For a people who are stereotyped as loving money more than anything, the people of Anambra state have demonstrated that as one of the best educated states in the country, democratic rights are not for sale to the highest bidder and that is good news for the whole of Africa - education, education, and more education! The embattled Chairman of the Independent National Electoral Commission, Professor Maurice Iwu, may have redeemed himself partially (after a court ruled that his organization was incompetent to run elections in a different state) with his innovation to announce the results at the polling stations to avoid the tendency for results to be inflated at the collation centers by electoral officers who may not be able to resist the inducement of large sums of money or just due to human error of the sort that reportedly gave Ngige additional 10,000 votes that he did not have which would place him third if deducted from his total.
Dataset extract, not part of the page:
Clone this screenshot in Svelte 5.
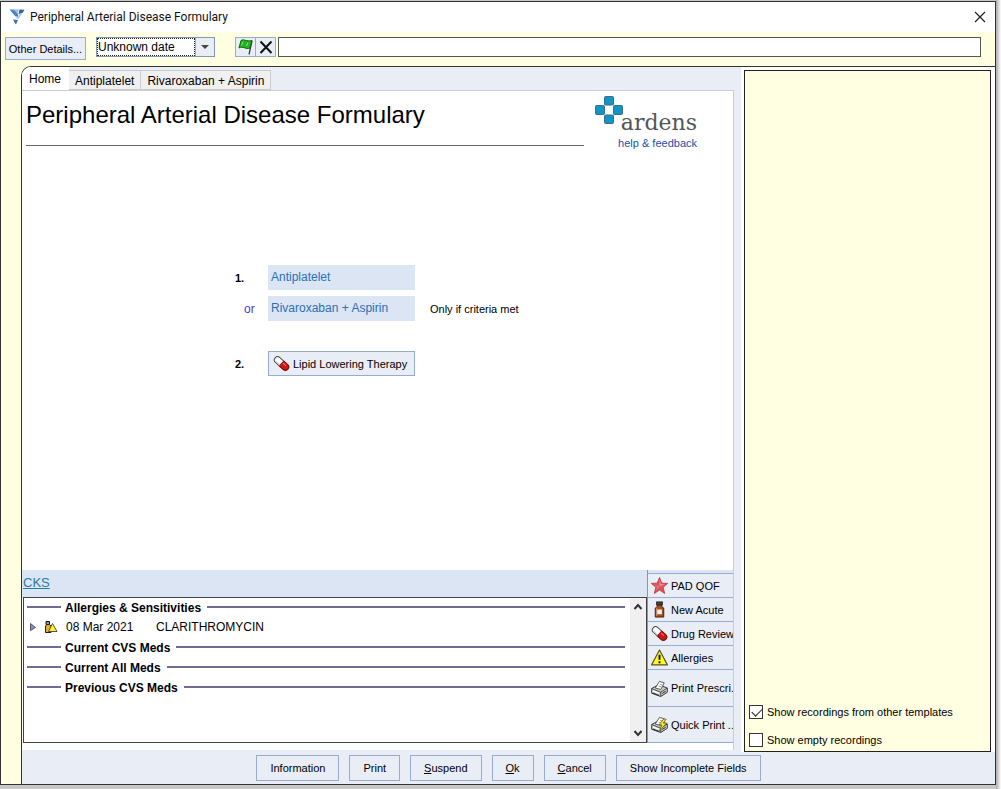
<script>
  let date = $state('Unknown date');
  let note = $state('');
  let showOther = $state(true);
  let showEmpty = $state(false);

  const tabs = ['Home', 'Antiplatelet', 'Rivaroxaban + Aspirin'];
  let active = $state('Home');

  const groups = [
    { title: 'Allergies & Sensitivities', items: [{ date: '08 Mar 2021', name: 'CLARITHROMYCIN' }] },
    { title: 'Current CVS Meds', items: [] },
    { title: 'Current All Meds', items: [] },
    { title: 'Previous CVS Meds', items: [] }
  ];

  const actions = [
    { icon: 'star', label: 'PAD QOF' },
    { icon: 'bottle', label: 'New Acute' },
    { icon: 'pill', label: 'Drug Review' },
    { icon: 'warning', label: 'Allergies' },
    { icon: 'printer', label: 'Print Prescri.', tall: true },
    { icon: 'quick', label: 'Quick Print ..', tall: true }
  ];

  const commands = [
    { rest: 'Information' },
    { rest: 'Print' },
    { key: 'S', rest: 'uspend' },
    { key: 'O', rest: 'k' },
    { key: 'C', rest: 'ancel' },
    { rest: 'Show Incomplete Fields' }
  ];
</script>

{#snippet icon(name)}
  <svg class="icon" viewBox="0 0 18 18" aria-hidden="true">
    {#if name === 'star'}
      <path d="M9 .5 11.400 6.500 17.700 6.800 12.800 10.900 14.500 17.400 9 13.800 3.500 17.400 5.200 10.900.3 6.800 6.600 6.500Z" fill="#e0525a" stroke="#b23b44" stroke-width=".9" />
      <path d="M9 2.500 10.500 7.500 15 7.800 9 10Z" fill="#ee8d90" />
      <path d="M9 10 5.200 15 6.300 10.800 2.800 7.900Z" fill="#ea7478" />
    {:else if name === 'bottle'}
      <rect x="6" y="1" width="6" height="3" fill="#444" stroke="#222" />
      <path d="M6.500 4.500h5v1.500l2 1.500v9.500h-9v-9.500l2-1.500Z" fill="#a4501e" stroke="#3b2010" />
      <rect x="6.500" y="9" width="5" height="5" fill="#f4f4f4" />
      <path d="M6 7v9" stroke="#e0905c" />
    {:else if name === 'pill'}
      <g transform="rotate(42 9 9)">
        <rect x="0" y="5.500" width="18" height="7" rx="3.500" fill="#fff" stroke="#444" />
        <path d="M9 5.500h5.500a3.500 3.500 0 0 1 0 7H9Z" fill="#d81313" stroke="#7c1010" />
        <path d="M10 7.500h4" stroke="#ff7777" />
        <path d="M3 11.500h6" stroke="#bbb" />
      </g>
    {:else if name === 'warning'}
      <path d="M9 1 17.400 16.800H.6Z" fill="#fff52e" stroke="#55551a" stroke-linejoin="round" stroke-width="1.200" />
      <path d="M9 6v5.500M9 13v2" stroke="#111" stroke-width="2" />
    {:else}
      <path d="M.7 9 8 5l9.300 3.500v4.500l-7 4.500L.7 14Z" fill="#c9c9c5" stroke="#333" stroke-linejoin="round" />
      <path d="m.7 9 9.600 4 7-4.500M10.300 13v4.500" fill="none" stroke="#444" />
      <path d="m4.500 8.500 4.500-7 5 1.500-3.500 7Z" fill="#fff" stroke="#555" stroke-linejoin="round" />
      <path d="m8 6.500 3 1M9.500 4.500l3 1" stroke="#999" />
      <path d="m2 11.500 6.500 2.700" stroke="#fff" stroke-width="1.500" />
      <path d="m2 13.800 6.500 2.500M12 14.200l3.500-2.200" stroke="#222" />
      {#if name === 'quick'}
        <path d="m13.500 3-5 6.500h3l-2.500 6.500 7.500-8.500h-3.500l3-4Z" fill="#ffe92e" stroke="#5a5210" stroke-width=".8" />
      {/if}
    {/if}
  </svg>
{/snippet}

<div class="page">
  <div class="window">
    <header class="titlebar">
      <svg class="app-icon" viewBox="0 0 16 16" aria-hidden="true">
        <path d="M.5.5H5L9 5v3L6 7Z" fill="#4b86c4" />
        <path d="M5 .5h5L8.500 4Z" fill="#8fbde6" />
        <path d="M10.500.5 15.500.8 13.500 4 9.500 5Z" fill="#2f66ab" />
        <path d="m6 7 3 1 1-3 3-.5-3 5-2 .5Z" fill="#a9cdec" />
        <path d="m4 10.500 5 .5-2 4.500-1.500-2Z" fill="#3d74b4" />
      </svg>
      <span class="caption">Peripheral Arterial Disease Formulary</span>
      <button class="close" aria-label="Close">
        <svg viewBox="0 0 12 12"><path d="m1 1 10 10M11 1 1 11" stroke="#222" stroke-width="1.200" /></svg>
      </button>
    </header>

    <div class="toolbar">
      <button class="btn details">Other Details...</button>
      <div class="picker">
        <select aria-label="Date" bind:value={date}>
          <option>Unknown date</option>
        </select>
        <span class="arrow"></span>
      </div>
      <div class="pair">
        <button class="btn tool" aria-label="Flag">
          <svg viewBox="0 0 18 18">
            <path d="M15 3 12 16.500" stroke="#333" stroke-width="1.200" />
            <path d="M4 2.500c3-2 5 1.500 11 0L13 10C9 12 6 7.500 2 10Z" fill="#20b520" stroke="#116011" />
            <path d="M6 3.500 4.500 7.500M11 4.500 9.500 8" stroke="#7fe67f" />
          </svg>
        </button>
        <button class="btn tool" aria-label="Clear">
          <svg viewBox="0 0 18 18"><path d="m3.500 3.500 11 11.500M14.500 3.500l-11 11.500" stroke="#111" stroke-width="2" /></svg>
        </button>
      </div>
      <input class="note" type="text" aria-label="Note" bind:value={note} />
    </div>

    <div class="body">
      <div class="work">
        <main class="left">
          <div class="tabs" role="tablist">
            {#each tabs as tab}
              <button role="tab" class="tab" class:active={active === tab} aria-selected={active === tab} onclick={() => (active = tab)}>{tab}</button>
            {/each}
          </div>

          <div class="sheet">
            <div class="head">
              <h1>Peripheral Arterial Disease Formulary</h1>
              <a class="brand" href="#help">
                <svg class="cross" viewBox="0 0 28 28" aria-hidden="true">
                  <g fill="#1593c4" stroke="#34718c">
                    <rect x="9.500" y=".5" width="9" height="8.500" rx="1" />
                    <rect x=".5" y="9.500" width="9" height="9" rx="1" />
                    <rect x="18.500" y="9.500" width="9" height="9" rx="1" />
                    <rect x="9.500" y="19" width="9" height="8.500" rx="1" />
                  </g>
                </svg>
                <span class="words">
                  <span class="name">ardens</span>
                  <span class="help">help &amp; feedback</span>
                </span>
              </a>
            </div>

            <div class="steps">
              <b>1.</b>
              <a class="link" href="#antiplatelet">Antiplatelet</a>
              <span></span>
              <span class="or">or</span>
              <a class="link" href="#rivaroxaban">Rivaroxaban + Aspirin</a>
              <span class="hint">Only if criteria met</span>
              <b class="second">2.</b>
              <button class="btn therapy second">{@render icon('pill')}Lipid Lowering Therapy</button>
            </div>

            <div class="dock">
              <section class="record">
                <div class="cks"><a href="#cks">CKS</a></div>
                <div class="meds">
                  <div class="list">
                    {#each groups as group}
                      <h2>{group.title}</h2>
                      {#each group.items as item}
                        <div class="entry">
                          <svg class="expand" viewBox="0 0 6 8" aria-hidden="true"><path d="M.5.5 5.500 4.500.5 7.500Z" fill="#8d8db5" stroke="#55557a" /></svg>
                          <svg class="allergy" viewBox="0 0 14 14" aria-hidden="true">
                            <path d="M2 1.500h3.500v3H2Z" fill="#999" stroke="#111" />
                            <path d="M1.500 12.500V6l1.500-1.500h2.500L7 6v6.500Z" fill="#e2ac36" stroke="#222" />
                            <path d="m8.500 3.500 4.500 8H4.500Z" fill="#fff22a" stroke="#554" />
                          </svg>
                          <span class="when">{item.date}</span>
                          <span>{item.name}</span>
                        </div>
                      {/each}
                    {/each}
                  </div>
                  <div class="scroll">
                    <svg viewBox="0 0 10 8"><path d="m1.500 6 3.500-4 3.500 4" fill="none" stroke="#333" stroke-width="2" /></svg>
                    <svg viewBox="0 0 10 8"><path d="m1.500 2 3.500 4 3.500-4" fill="none" stroke="#333" stroke-width="2" /></svg>
                  </div>
                </div>
              </section>
              <nav class="actions">
                {#each actions as action}
                  <button class:tall={action.tall}>{@render icon(action.icon)}<span>{action.label}</span></button>
                {/each}
              </nav>
            </div>
          </div>
        </main>

        <aside class="recordings">
          <label><input type="checkbox" bind:checked={showOther} />Show recordings from other templates</label>
          <label><input type="checkbox" bind:checked={showEmpty} />Show empty recordings</label>
        </aside>
      </div>

      <footer class="commands">
        {#each commands as command}
          <button class="btn command">{#if command.key}<u>{command.key}</u>{/if}{command.rest}</button>
        {/each}
      </footer>
    </div>
  </div>
</div>

<style>
  :global(body) { margin: 0; background: #fff; }
  * { box-sizing: border-box; }
  button, input, select { font: inherit; color: inherit; margin: 0; }
  .page {
    height: 100vh;
    min-height: 560px;
    padding: 1px 5px 4px 0;
    background: linear-gradient(to right, #aaa 0, #fff 5px) right / 5px 100% no-repeat, #c8c8c8;
    font: 11px/14px "Liberation Sans", Arial, sans-serif;
    color: #000;
  }
  .window {
    height: 100%;
    display: flex;
    flex-direction: column;
    border: 1px solid #333;
    background: #ffffe1;
  }
  .titlebar {
    display: flex;
    align-items: center;
    flex: none;
    height: 30px;
    padding: 0 8px;
    background: #fff;
  }
  .app-icon { width: 16px; height: 16px; margin-right: 5px; }
  .caption { flex: 1; font: 12px/16px Roboto, "Open Sans", sans-serif; color: #111; }
  .close { padding: 0; border: 0; background: none; width: 14px; height: 14px; }
  .close svg { display: block; width: 12px; height: 12px; margin: auto; }

  .btn { border: 1px solid #98acd0; background: #e9edf6; padding: 0; white-space: nowrap; }
  .toolbar {
    display: flex;
    align-items: flex-start;
    flex: none;
    height: 34px;
    padding: 5px 14px 0 4px;
  }
  .details { height: 23px; width: 81px; margin-right: 10px; }
  .picker { position: relative; width: 119px; height: 20px; margin-right: 20px; border: 1px solid #8496b8; background: #fff; }
  .picker select {
    appearance: none;
    width: 98px;
    height: 18px;
    padding: 0 0 0 1px;
    border: 0;
    background: none;
    font-size: 12px;
    outline: 1px dotted #222;
    outline-offset: -1px;
  }
  .arrow {
    position: absolute;
    top: 0;
    right: 0;
    width: 19px;
    height: 18px;
    border-left: 1px solid #98acd0;
    background: #e9edf6;
    pointer-events: none;
  }
  .arrow::after {
    content: "";
    position: absolute;
    left: 5px;
    top: 7px;
    border: 4px solid transparent;
    border-top-color: #444;
    border-bottom: 0;
  }
  .pair { display: flex; margin-right: 2px; }
  .tool { width: 21px; height: 20px; }
  .tool + .tool { margin-left: -1px; }
  .tool svg { display: block; width: 18px; height: 18px; margin: auto; }
  .note { flex: 1; min-width: 0; height: 20px; padding: 0 3px; border: 1px solid #555; background: #fff; }

  .body {
    flex: 1;
    min-height: 0;
    display: flex;
    flex-direction: column;
    margin-left: 20px;
    border: solid #333;
    border-width: 1px 0 0 1px;
    border-top-left-radius: 10px;
    background: #fff;
    overflow: hidden;
  }
  .work { flex: 1; min-height: 0; display: flex; }
  .left { flex: 1; min-width: 0; display: flex; flex-direction: column; padding: 0 7px 2px 0; background: #e9edf6; }
  .tabs { display: flex; align-items: flex-end; height: 23px; flex: none; font-size: 12px; }
  .tab { height: 20px; padding: 2px 6px 0; border: 1px solid #ccc; border-left-width: 0; background: #f0f0f0; white-space: nowrap; }
  .tab.active { height: 23px; padding: 0 8px 0 7px; border: 0; background: #fff; }
  .sheet {
    flex: 1;
    min-height: 0;
    display: flex;
    flex-direction: column;
    border: solid #ccc;
    border-width: 1px 1px 0 0;
    background: #fff;
  }
  .head { display: flex; align-items: flex-start; padding: 5px 36px 0 4px; }
  h1 { flex: 1; margin: 0 11px 0 0; height: 50px; border-bottom: 1px solid #666; font-size: 24px; font-weight: 400; line-height: 38px; white-space: nowrap; }
  .brand { display: flex; text-decoration: none; }
  .cross { width: 28px; height: 28px; margin-right: -5px; flex: none; }
  .words { display: flex; flex-direction: column; align-items: flex-end; padding-top: 14px; }
  .name { font: 300 22px/26px "DejaVu Serif", serif; color: #555; }
  .help { font-size: 11px; line-height: 14px; color: #1b4fa8; }

  .steps {
    display: grid;
    grid-template-columns: 44px 147px auto;
    row-gap: 6px;
    align-items: center;
    justify-content: start;
    padding: 115px 0 0 202px;
  }
  .steps b { padding-left: 11px; }
  .or { padding-left: 20px; font-size: 12px; color: #4a3ad0; }
  .link { height: 25px; padding-left: 3px; background: #dbe5f3; color: #2a70b8; font-size: 12px; line-height: 25px; text-decoration: none; }
  .hint { padding-left: 15px; }
  .second { margin-top: 24px; }
  .therapy { display: flex; align-items: center; height: 25px; padding: 0 4px; gap: 3px; }
  .icon { width: 17px; height: 17px; flex: none; }

  .dock { flex: none; display: flex; margin-top: auto; padding-bottom: 7px; background: linear-gradient(#dbe5f3 28px, #fff 28px); }
  .record { flex: 1; min-width: 0; display: flex; flex-direction: column; }
  .cks { height: 27px; padding: 5px 0 0 1px; font-size: 13px; line-height: 15px; }
  .cks a { color: #2a7aa8; }
  .meds { flex: 1; display: flex; margin-left: 1px; border: 1px solid #444; background: #fff; }
  .list { flex: 1; min-width: 0; padding: 0 5px 0 3px; font-size: 12px; }
  h2 { display: flex; align-items: center; gap: 6px; margin: 0; height: 20px; font-size: 12px; line-height: 20px; white-space: nowrap; }
  h2::before, h2::after { content: ""; height: 2px; margin-bottom: 3px; background: #6f6b94; }
  h2::before { width: 34px; margin-right: -2px; }
  h2::after { flex: 1; }
  .entry { display: flex; align-items: center; height: 20px; padding: 0 0 2px 3px; }
  .expand { width: 6px; height: 8px; margin-right: 8px; }
  .allergy { width: 14px; height: 14px; margin-right: 8px; }
  .when { width: 90px; }
  .scroll { display: flex; flex-direction: column; justify-content: space-between; align-items: center; width: 16px; padding: 5px 0; background: #f0f0f0; }
  .scroll svg { width: 10px; height: 8px; }

  .actions { flex: none; width: 86px; display: flex; flex-direction: column; padding-top: 3px; border-left: 1px solid #8496b8; }
  .actions button {
    display: flex;
    align-items: center;
    gap: 3px;
    height: 24px;
    padding: 0 0 0 3px;
    border: solid #98acd0;
    border-width: 1px 0 0;
    background: #e9edf6;
    white-space: nowrap;
    overflow: hidden;
  }
  .actions button.tall { height: 37px; }
  .actions button:last-child { border-bottom-width: 1px; }

  .recordings {
    flex: none;
    display: flex;
    flex-direction: column;
    justify-content: flex-end;
    gap: 14px;
    width: 247px;
    margin: 3px 4px 0 3px;
    padding: 0 5px 4px 4px;
    border: 1px solid #222;
    background: #ffffe1;
  }
  .recordings label { display: flex; align-items: center; gap: 4px; }
  .recordings input { appearance: none; width: 14px; height: 14px; border: 1px solid #333; background: #fff; }
  .recordings input:checked::after {
    content: "";
    display: block;
    width: 9px;
    height: 5px;
    margin: 2px 0 0 2px;
    border: solid #222;
    border-width: 0 0 1px 1px;
    transform: rotate(-45deg);
  }
  .commands { flex: none; display: flex; justify-content: center; gap: 10px; height: 32px; padding-top: 3px; background: #e9edf6; }
  .command { height: 26px; padding: 0 13px; }
</style>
All they needed to do was add the figure one in front of or a couple of zeroes behind the total votes for the rigging candidate to bring the total closer to the number of registered voters who may have been deliberately frustrated from voting to allow room for rigging. But such a plan, if that is what it was, failed this time partly due to the vigilance of the monitors and the people, the transparent service of National Youth Service Corps members as electoral officers, and the uneven efforts of the heavy police presence. The method of announcing results at source should be maintained while the voters lists should be cleaned and made more accurate as we wait for the big one next year. Meanwhile, all hands should be on deck to support Governor Peter Obi to consolidate his success during his well deserved second term.